_WHAT YOU SHOULD DO_: Using the data below, copy every line that contains the word "styles".

_INFORMATION GIVEN_:

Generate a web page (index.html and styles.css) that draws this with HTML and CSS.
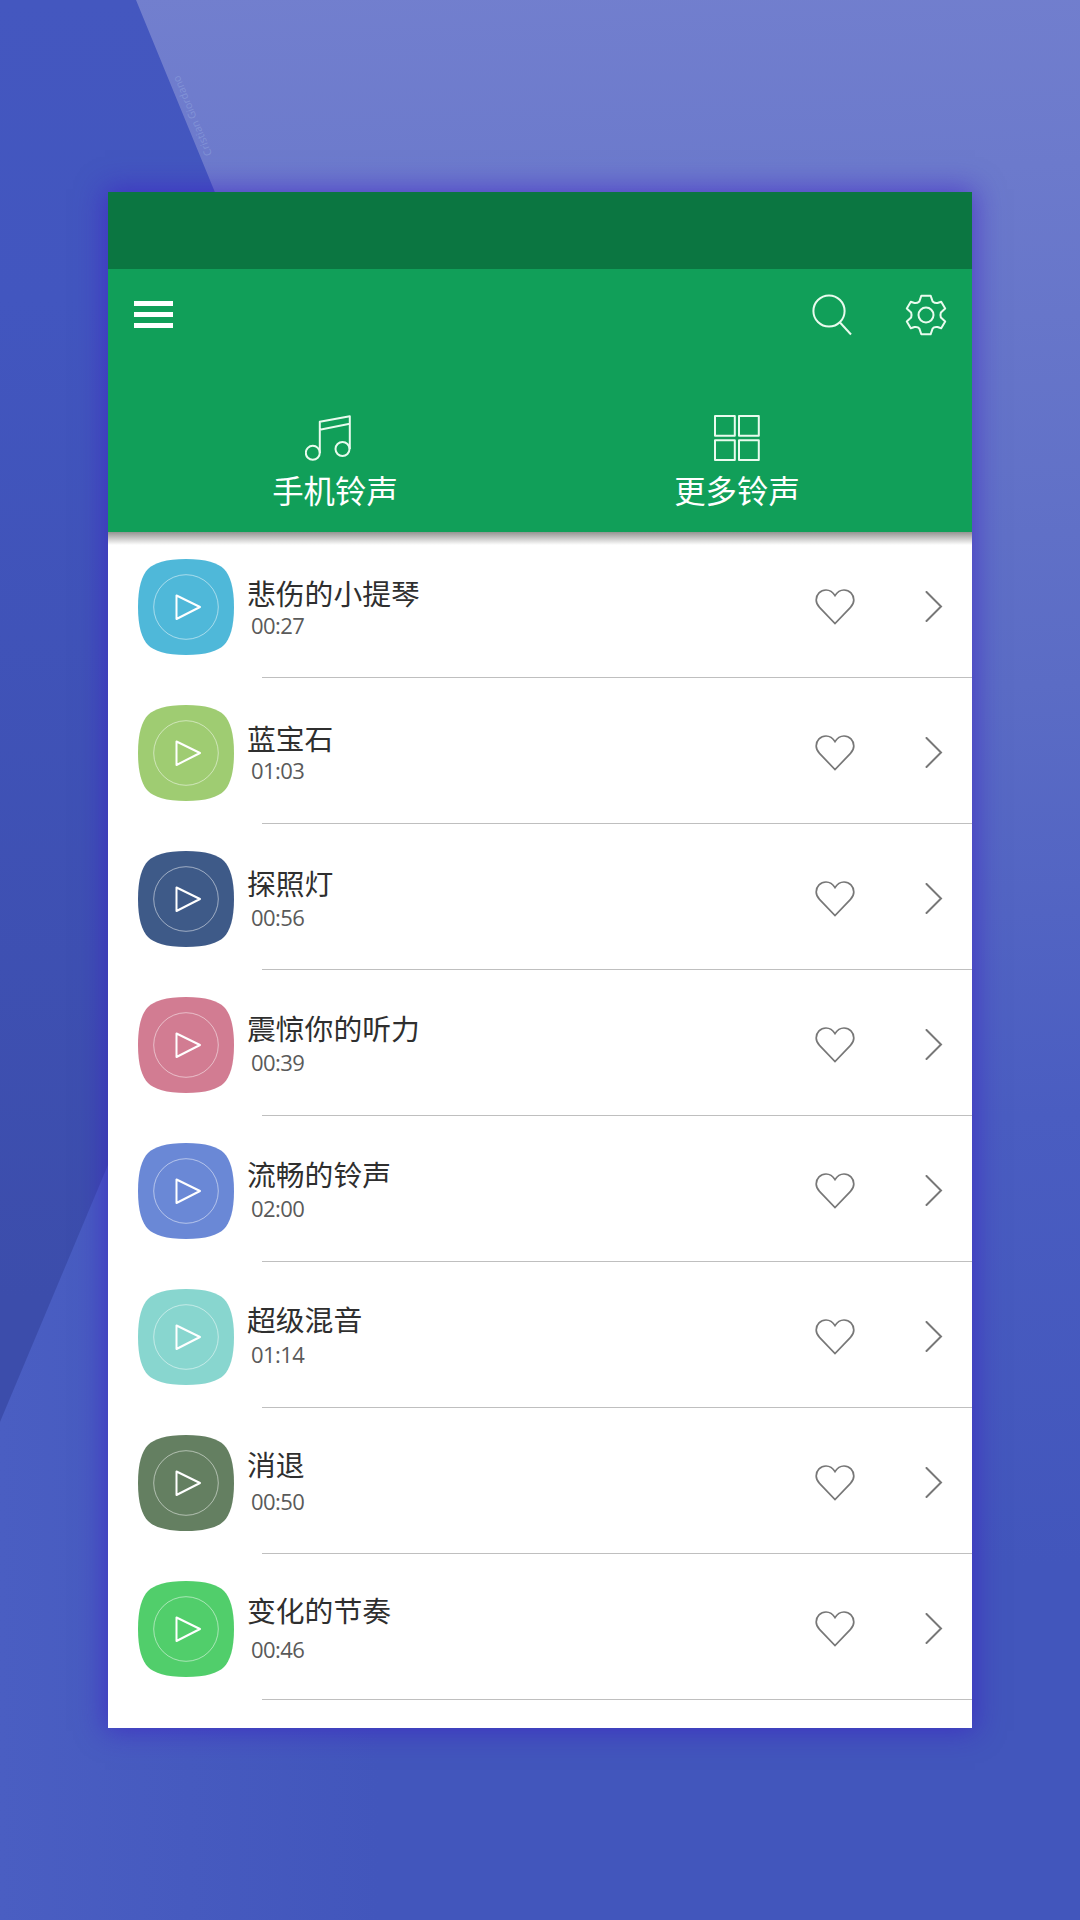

--

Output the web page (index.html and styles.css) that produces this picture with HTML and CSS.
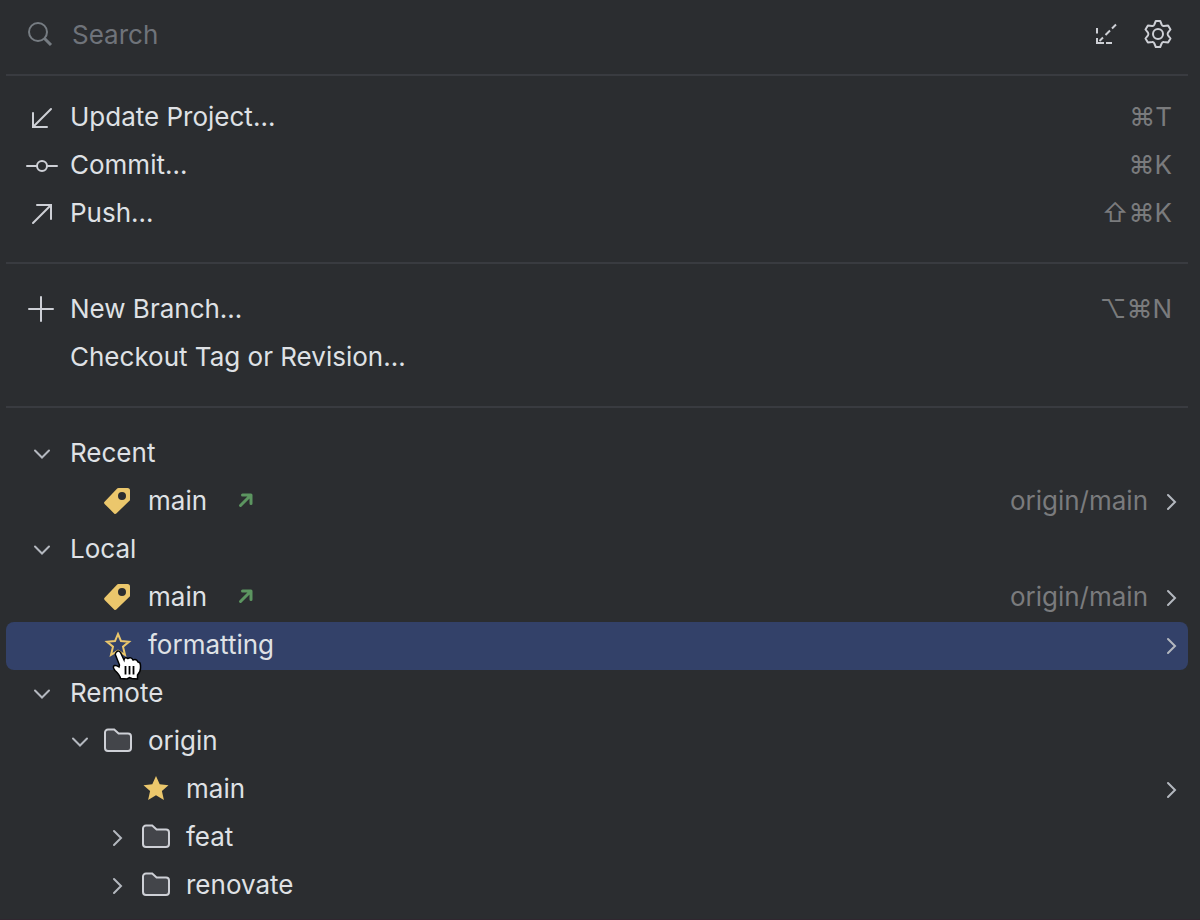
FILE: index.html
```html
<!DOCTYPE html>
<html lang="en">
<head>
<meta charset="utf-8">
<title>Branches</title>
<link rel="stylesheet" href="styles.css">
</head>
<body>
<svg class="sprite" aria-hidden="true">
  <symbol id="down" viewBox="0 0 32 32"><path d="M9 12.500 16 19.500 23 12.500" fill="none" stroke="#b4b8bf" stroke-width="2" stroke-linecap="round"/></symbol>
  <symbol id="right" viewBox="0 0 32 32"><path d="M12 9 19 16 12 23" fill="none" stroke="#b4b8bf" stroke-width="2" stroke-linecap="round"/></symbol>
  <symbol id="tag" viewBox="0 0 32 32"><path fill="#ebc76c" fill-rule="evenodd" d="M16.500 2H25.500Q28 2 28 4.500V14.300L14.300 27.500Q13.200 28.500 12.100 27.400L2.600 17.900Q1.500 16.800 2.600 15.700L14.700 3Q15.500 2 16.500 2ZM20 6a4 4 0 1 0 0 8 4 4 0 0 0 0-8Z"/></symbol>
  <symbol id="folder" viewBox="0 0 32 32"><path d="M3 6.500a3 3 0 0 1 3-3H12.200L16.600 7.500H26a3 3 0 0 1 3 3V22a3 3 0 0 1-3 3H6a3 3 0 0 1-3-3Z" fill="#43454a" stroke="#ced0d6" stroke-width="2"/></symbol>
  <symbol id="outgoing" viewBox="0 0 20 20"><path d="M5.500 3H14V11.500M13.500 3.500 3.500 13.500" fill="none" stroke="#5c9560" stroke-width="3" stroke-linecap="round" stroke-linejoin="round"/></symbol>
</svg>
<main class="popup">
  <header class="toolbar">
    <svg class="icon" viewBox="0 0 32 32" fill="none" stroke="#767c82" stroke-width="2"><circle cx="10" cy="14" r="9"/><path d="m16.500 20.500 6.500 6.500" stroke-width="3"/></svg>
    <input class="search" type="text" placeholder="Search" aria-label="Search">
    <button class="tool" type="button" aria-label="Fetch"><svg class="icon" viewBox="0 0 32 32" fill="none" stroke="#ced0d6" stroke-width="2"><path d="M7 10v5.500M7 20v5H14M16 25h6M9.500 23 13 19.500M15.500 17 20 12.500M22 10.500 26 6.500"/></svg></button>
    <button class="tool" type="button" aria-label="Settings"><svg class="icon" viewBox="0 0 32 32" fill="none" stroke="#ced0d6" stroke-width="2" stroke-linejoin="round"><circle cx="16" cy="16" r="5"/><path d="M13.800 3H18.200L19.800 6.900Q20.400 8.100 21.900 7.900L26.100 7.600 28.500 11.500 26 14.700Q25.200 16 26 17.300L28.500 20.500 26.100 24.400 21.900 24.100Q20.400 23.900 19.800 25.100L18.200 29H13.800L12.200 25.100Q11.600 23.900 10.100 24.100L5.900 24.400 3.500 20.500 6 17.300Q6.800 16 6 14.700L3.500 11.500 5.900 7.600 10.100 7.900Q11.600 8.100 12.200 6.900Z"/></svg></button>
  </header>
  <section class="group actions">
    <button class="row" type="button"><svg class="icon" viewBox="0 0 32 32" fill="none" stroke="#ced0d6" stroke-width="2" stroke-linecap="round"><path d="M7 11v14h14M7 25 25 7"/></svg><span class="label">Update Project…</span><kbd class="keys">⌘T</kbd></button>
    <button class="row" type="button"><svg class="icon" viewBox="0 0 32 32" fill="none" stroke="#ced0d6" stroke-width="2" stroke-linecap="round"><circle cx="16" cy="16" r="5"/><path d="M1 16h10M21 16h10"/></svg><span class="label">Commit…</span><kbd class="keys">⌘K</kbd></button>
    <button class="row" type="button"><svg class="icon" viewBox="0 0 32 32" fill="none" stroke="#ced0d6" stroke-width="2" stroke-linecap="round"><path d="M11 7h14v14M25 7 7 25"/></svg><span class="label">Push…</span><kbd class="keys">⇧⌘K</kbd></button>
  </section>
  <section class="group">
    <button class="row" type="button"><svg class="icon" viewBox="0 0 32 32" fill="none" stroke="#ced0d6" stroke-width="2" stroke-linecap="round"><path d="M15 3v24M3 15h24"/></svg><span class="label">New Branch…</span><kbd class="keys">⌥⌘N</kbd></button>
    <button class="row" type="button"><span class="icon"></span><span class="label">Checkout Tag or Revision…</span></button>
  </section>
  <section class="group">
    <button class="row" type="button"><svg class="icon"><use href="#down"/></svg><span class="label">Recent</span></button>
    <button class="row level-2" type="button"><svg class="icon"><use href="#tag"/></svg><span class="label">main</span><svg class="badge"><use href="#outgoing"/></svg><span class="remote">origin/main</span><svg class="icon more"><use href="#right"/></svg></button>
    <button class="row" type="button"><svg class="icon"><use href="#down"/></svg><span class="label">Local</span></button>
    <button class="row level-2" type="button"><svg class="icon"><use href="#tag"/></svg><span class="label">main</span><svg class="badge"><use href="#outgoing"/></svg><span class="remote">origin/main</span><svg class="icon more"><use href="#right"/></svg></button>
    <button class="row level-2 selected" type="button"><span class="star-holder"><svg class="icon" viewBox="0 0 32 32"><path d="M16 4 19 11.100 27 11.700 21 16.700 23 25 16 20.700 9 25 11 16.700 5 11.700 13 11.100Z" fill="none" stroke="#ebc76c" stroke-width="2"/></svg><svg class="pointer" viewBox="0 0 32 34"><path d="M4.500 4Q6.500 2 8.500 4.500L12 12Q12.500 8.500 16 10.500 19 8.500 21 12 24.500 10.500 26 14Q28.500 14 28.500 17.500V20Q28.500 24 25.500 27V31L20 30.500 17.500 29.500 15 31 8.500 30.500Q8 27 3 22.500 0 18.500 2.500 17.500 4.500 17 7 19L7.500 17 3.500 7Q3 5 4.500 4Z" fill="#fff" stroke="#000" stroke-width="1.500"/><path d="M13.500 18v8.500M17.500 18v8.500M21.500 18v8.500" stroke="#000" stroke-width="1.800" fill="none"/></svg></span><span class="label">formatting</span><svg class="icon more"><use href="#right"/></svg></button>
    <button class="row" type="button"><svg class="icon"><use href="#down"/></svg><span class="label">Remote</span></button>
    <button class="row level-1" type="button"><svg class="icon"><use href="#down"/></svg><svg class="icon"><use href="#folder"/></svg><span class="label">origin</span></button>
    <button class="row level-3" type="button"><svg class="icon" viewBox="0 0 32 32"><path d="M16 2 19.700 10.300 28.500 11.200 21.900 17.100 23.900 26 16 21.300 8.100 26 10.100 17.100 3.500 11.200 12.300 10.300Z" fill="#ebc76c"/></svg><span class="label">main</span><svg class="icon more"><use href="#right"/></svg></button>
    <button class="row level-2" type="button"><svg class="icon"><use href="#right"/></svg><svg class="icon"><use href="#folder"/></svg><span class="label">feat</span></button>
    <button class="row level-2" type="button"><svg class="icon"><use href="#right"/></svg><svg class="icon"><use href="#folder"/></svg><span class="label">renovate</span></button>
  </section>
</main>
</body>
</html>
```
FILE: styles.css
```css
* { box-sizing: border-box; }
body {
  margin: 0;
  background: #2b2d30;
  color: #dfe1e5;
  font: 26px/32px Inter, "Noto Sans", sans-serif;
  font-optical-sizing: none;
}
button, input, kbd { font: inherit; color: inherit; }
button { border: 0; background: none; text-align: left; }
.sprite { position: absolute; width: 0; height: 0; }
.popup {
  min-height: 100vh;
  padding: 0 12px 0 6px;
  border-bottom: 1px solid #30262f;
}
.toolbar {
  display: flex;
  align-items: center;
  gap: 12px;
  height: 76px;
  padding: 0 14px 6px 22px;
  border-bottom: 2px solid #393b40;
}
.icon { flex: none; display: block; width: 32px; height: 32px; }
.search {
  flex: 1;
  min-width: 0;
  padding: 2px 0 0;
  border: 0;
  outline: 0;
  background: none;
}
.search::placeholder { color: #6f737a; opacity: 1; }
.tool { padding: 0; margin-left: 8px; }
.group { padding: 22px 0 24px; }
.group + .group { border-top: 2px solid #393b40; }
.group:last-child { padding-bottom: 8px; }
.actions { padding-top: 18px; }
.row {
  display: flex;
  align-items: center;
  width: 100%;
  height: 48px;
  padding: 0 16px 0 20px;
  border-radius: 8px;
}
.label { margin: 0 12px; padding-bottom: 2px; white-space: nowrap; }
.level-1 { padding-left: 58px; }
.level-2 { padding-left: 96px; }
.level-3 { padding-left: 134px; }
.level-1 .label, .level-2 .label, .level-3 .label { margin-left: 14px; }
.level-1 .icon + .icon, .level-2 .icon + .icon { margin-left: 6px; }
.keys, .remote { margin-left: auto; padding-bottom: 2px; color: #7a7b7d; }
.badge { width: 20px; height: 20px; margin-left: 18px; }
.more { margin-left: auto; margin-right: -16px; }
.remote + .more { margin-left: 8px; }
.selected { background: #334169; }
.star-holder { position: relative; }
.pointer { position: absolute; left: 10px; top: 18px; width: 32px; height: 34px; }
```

_WRITTEN RESPONSE_:
Generate a web page (index.html and styles.css) that draws this with HTML and CSS.
Output the web page (index.html and styles.css) that produces this picture with HTML and CSS.
<link rel="stylesheet" href="styles.css">
FILE: styles.css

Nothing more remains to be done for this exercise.